Most financial experts agree that if you have:
- Adequate emergency savings
- No higher-interest debt
- A mortgage rate above 4-5%
- Stable income
…then early mortgage payoff is typically a smart financial move.
How does making extra payments affect my escrow account?
Extra payments typically don’t affect your escrow account directly, but there are some important considerations:
- Escrow is Separate: Your escrow account (for taxes and insurance) is separate from your principal balance. Extra payments usually don’t go toward escrow.
- Annual Escrow Analysis: Your lender will still perform an annual escrow analysis, which may adjust your total monthly payment if property taxes or insurance change.
- Payment Application: When you make an extra payment, specify that it should be applied to principal only, not to escrow or future payments.
- Escrow Surplus: If you have an escrow surplus, you might receive a refund check, which you could then apply to your principal.

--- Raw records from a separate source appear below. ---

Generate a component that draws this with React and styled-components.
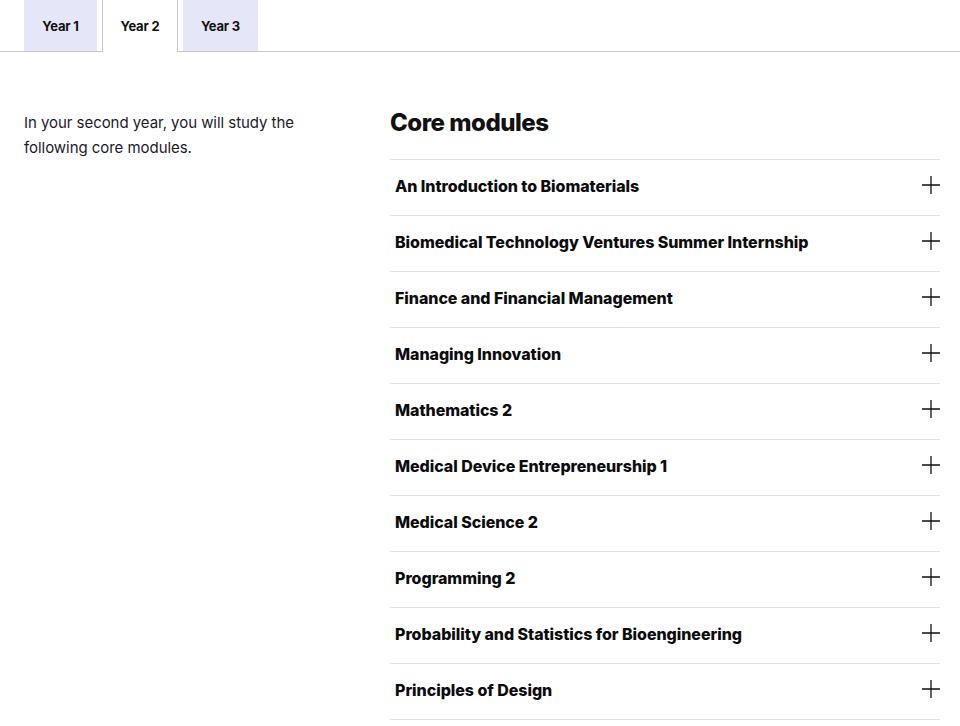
import React, { useState } from 'react';
import styled, { createGlobalStyle } from 'styled-components';

const GlobalStyle = createGlobalStyle`
  body {
    margin: 0;
    background: #fff;
    font-family: Inter, "Noto Sans", Arial, sans-serif;
    color: #1a1a1a;
  }
`;

const TabBar = styled.div`
  display: flex;
  gap: 5px;
  padding-left: 24px;
  height: 51px;
  border-bottom: 1px solid #c8c8c8;
`;

const Tab = styled.button`
  width: ${p => p.w}px;
  height: ${p => (p.active ? 52 : 51)}px;
  border: none;
  border-left: 1px solid ${p => (p.active ? '#c8c8c8' : 'transparent')};
  border-right: 1px solid ${p => (p.active ? '#c8c8c8' : 'transparent')};
  background: ${p => (p.active ? '#fff' : '#e6e6f9')};
  font-family: Inter, Arial, sans-serif;
  font-weight: 700;
  font-size: 13px;
  letter-spacing: -0.2px;
  color: #111;
  cursor: pointer;
  padding: 0;
  position: relative;
  z-index: 1;
`;

const Content = styled.div`
  display: grid;
  grid-template-columns: 366px 550px;
  padding: 55px 0 0 24px;
`;

const Intro = styled.p`
  margin: 3px 0 0;
  font-size: 15px;
  line-height: 25px;
  letter-spacing: -0.05px;
  max-width: 290px;
  color: #1a1a2a;
`;

const Heading = styled.h2`
  margin: 0 0 20px;
  font-size: 24px;
  font-weight: 800;
  letter-spacing: -0.5px;
  line-height: 32px;
  color: #111;
`;

const List = styled.ul`
  list-style: none;
  margin: 0;
  padding: 0;
  border-top: 1px solid #e2e2e2;
`;

const Row = styled.li`
  display: flex;
  align-items: center;
  justify-content: space-between;
  box-sizing: border-box;
  height: 56px;
  border-bottom: 1px solid #e2e2e2;
  padding: 0 0 3px 5px;
  font-size: 16px;
  font-weight: 800;
  letter-spacing: -0.05px;
  color: #0c0c0c;
  cursor: pointer;
`;

const PlusIcon = styled.svg`
  flex: none;
  margin-bottom: 2px;
`;

const Plus = () => (
  <PlusIcon width="18" height="18" viewBox="0 0 18 18">
    <path d="M9 0v18M0 9h18" stroke="#111" strokeWidth="1.3" />
  </PlusIcon>
);

const modules = [
  'An Introduction to Biomaterials',
  'Biomedical Technology Ventures Summer Internship',
  'Finance and Financial Management',
  'Managing Innovation',
  'Mathematics 2',
  'Medical Device Entrepreneurship 1',
  'Medical Science 2',
  'Programming 2',
  'Probability and Statistics for Bioengineering',
  'Principles of Design',
];

export default function App() {
  const [tab, setTab] = useState(1);
  const tabs = [['Year 1', 73], ['Year 2', 76], ['Year 3', 75]];

  return (
    <>
      <GlobalStyle />
      <TabBar>
        {tabs.map(([label, w], i) => (
          <Tab key={label} w={w} active={tab === i} onClick={() => setTab(i)}>
            {label}
          </Tab>
        ))}
      </TabBar>
      <Content>
        <Intro>In your second year, you will study the following core modules.</Intro>
        <div>
          <Heading>Core modules</Heading>
          <List>
            {modules.map(m => (
              <Row key={m}>
                {m}
                <Plus />
              </Row>
            ))}
          </List>
        </div>
      </Content>
    </>
  );
}
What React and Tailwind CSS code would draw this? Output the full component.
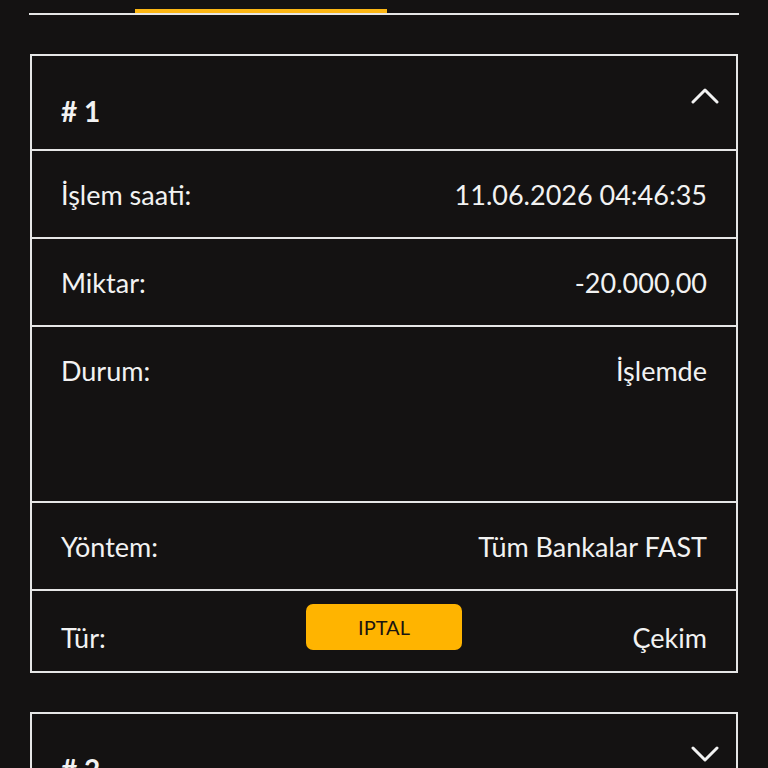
import React from "react";

const rows = [
  { label: "İşlem saati:", value: "11.06.2026 04:46:35", h: "h-[88px]" },
  { label: "Miktar:", value: "-20.000,00", h: "h-[88px]" },
  { label: "Durum:", value: "İşlemde", h: "h-[176px]" },
  { label: "Yöntem:", value: "Tüm Bankalar FAST", h: "h-[88px]" },
];

const Chevron = ({ up }) => (
  <svg width="28" height="16" viewBox="0 0 28 16" fill="none" className="mr-[17px] mt-[32px]">
    <polyline
      points={up ? "2,14 14,2 26,14" : "2,2 14,14 26,2"}
      stroke="#f2f2f2"
      strokeWidth="3"
      strokeLinecap="round"
      strokeLinejoin="round"
    />
  </svg>
);

const CardHeader = ({ num, open }) => (
  <div className="flex justify-between items-start h-[93px]">
    <div className="pl-[29px] pt-[39px] text-[28px] leading-[32px] font-bold">
      # {num}
    </div>
    <Chevron up={open} />
  </div>
);

const App = () => {
  return (
    <div
      className="min-h-screen bg-[#141212] text-[#f2f2f2] px-[30px] overflow-hidden"
      style={{ fontFamily: "Lato, 'Noto Sans', sans-serif" }}
    >
      {/* tabs underline */}
      <div className="h-[15px] border-b-2 border-[#e6e6e6] flex items-end -mx-[1px]">
        <div className="ml-[106px] w-[252px] h-[4px] bg-[#fbb614]" />
      </div>

      {/* CARD 1 */}
      <div className="mt-[39px] border-2 border-[#e6e6e6]">
        <CardHeader num="1" open />
        {rows.map((r) => (
          <div key={r.label} className={`border-t-2 border-[#e6e6e6] ${r.h}`}>
            <div className="flex justify-between px-[29px] pt-[28px] text-[27px] leading-[32px]">
              <span>{r.label}</span>
              <span>{r.value}</span>
            </div>
          </div>
        ))}
        <div className="border-t-2 border-[#e6e6e6] h-[82px] grid grid-cols-[1fr_auto_1fr] px-[29px] items-start text-[27px] leading-[32px]">
          <span className="pt-[31px]">Tür:</span>
          <button className="mt-[13px] w-[156px] h-[46px] rounded-[7px] bg-[#ffb400] text-[#1a1410] text-[20px] leading-[24px]">
            IPTAL
          </button>
          <span className="pt-[31px] text-right">Çekim</span>
        </div>
      </div>

      {/* CARD 2 */}
      <div className="mt-[39px] border-2 border-[#e6e6e6]">
        <CardHeader num="2" />
      </div>
    </div>
  );
};

export default App;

- Escrow Shortage: If your escrow is short, your lender may increase your monthly payment to cover the difference, which could affect your ability to make extra principal payments.

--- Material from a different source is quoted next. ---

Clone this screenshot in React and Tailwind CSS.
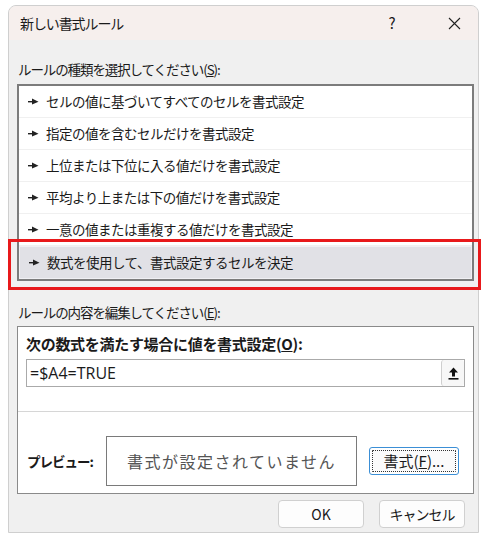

Important: Always confirm with your lender how extra payments will be applied. Some lenders automatically apply extra amounts to future payments unless instructed otherwise.
What happens if I stop making extra payments after a few years?
If you stop making extra payments, you’ll still benefit from:
- Reduced Principal: All extra payments made previously reduced your principal balance, so your remaining term will be shorter than the original 30 years.
- Interest Savings: You’ve already saved on interest for the period you made extra payments.
- Equity Gained: You’ve built more equity in your home than you would have without the extra payments.
However:
- Your payoff date will be later than if you continued the extra payments
- You’ll pay more total interest than if you had continued
- Your monthly payment amount won’t change (unless you refinance)
Example: If you made $500 extra payments for 5 years on a $300,000 loan at 4.5%, then stopped:
- You would have saved about $30,000 in interest
- Your payoff date would be about 3 years earlier than the original 30 years
- If you resumed extra payments later, you’d still see benefits, just not as dramatic as if you’d been consistent
The key is that any extra payments you make provide permanent benefits – they’re never “wasted” even if you can’t continue them indefinitely.